• [JOB]
Copy out the data exactly, leaving the pictures behind.

• [DATASET SECTION]
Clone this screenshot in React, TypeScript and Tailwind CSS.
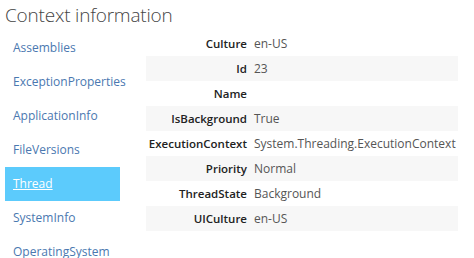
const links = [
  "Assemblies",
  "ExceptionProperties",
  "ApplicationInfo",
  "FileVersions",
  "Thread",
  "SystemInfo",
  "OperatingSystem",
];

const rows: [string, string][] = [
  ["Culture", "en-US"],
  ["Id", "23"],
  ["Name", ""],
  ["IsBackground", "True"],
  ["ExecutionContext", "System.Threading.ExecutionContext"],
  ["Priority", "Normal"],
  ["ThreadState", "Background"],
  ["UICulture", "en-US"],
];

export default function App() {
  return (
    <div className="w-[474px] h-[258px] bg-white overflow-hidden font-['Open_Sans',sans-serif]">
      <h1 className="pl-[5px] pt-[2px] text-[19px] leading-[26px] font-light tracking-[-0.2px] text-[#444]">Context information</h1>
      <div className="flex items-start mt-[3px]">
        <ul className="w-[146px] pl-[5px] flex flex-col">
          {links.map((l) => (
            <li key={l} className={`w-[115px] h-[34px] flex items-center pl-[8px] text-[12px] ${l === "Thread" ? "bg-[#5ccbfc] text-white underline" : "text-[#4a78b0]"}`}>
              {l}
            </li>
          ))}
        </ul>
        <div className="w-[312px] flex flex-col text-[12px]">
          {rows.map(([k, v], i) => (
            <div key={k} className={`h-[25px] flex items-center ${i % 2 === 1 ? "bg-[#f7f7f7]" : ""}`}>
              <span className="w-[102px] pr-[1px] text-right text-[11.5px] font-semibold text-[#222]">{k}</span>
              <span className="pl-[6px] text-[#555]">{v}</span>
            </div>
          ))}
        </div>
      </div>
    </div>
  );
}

• [THE COMPLETED TASK]
Clone this screenshot in React, TypeScript and Tailwind CSS.
const links = [
  "Assemblies",
  "ExceptionProperties",
  "ApplicationInfo",
  "FileVersions",
  "Thread",
  "SystemInfo",
  "OperatingSystem",
];

const rows: [string, string][] = [
  ["Culture", "en-US"],
  ["Id", "23"],
  ["Name", ""],
  ["IsBackground", "True"],
  ["ExecutionContext", "System.Threading.ExecutionContext"],
  ["Priority", "Normal"],
  ["ThreadState", "Background"],
  ["UICulture", "en-US"],
];

export default function App() {
  return (
    <div className="w-[474px] h-[258px] bg-white overflow-hidden font-['Open_Sans',sans-serif]">
      <h1 className="pl-[5px] pt-[2px] text-[19px] leading-[26px] font-light tracking-[-0.2px] text-[#444]">Context information</h1>
      <div className="flex items-start mt-[3px]">
        <ul className="w-[146px] pl-[5px] flex flex-col">
          {links.map((l) => (
            <li key={l} className={`w-[115px] h-[34px] flex items-center pl-[8px] text-[12px] ${l === "Thread" ? "bg-[#5ccbfc] text-white underline" : "text-[#4a78b0]"}`}>
              {l}
            </li>
          ))}
        </ul>
        <div className="w-[312px] flex flex-col text-[12px]">
          {rows.map(([k, v], i) => (
            <div key={k} className={`h-[25px] flex items-center ${i % 2 === 1 ? "bg-[#f7f7f7]" : ""}`}>
              <span className="w-[102px] pr-[1px] text-right text-[11.5px] font-semibold text-[#222]">{k}</span>
              <span className="pl-[6px] text-[#555]">{v}</span>
            </div>
          ))}
        </div>
      </div>
    </div>
  );
}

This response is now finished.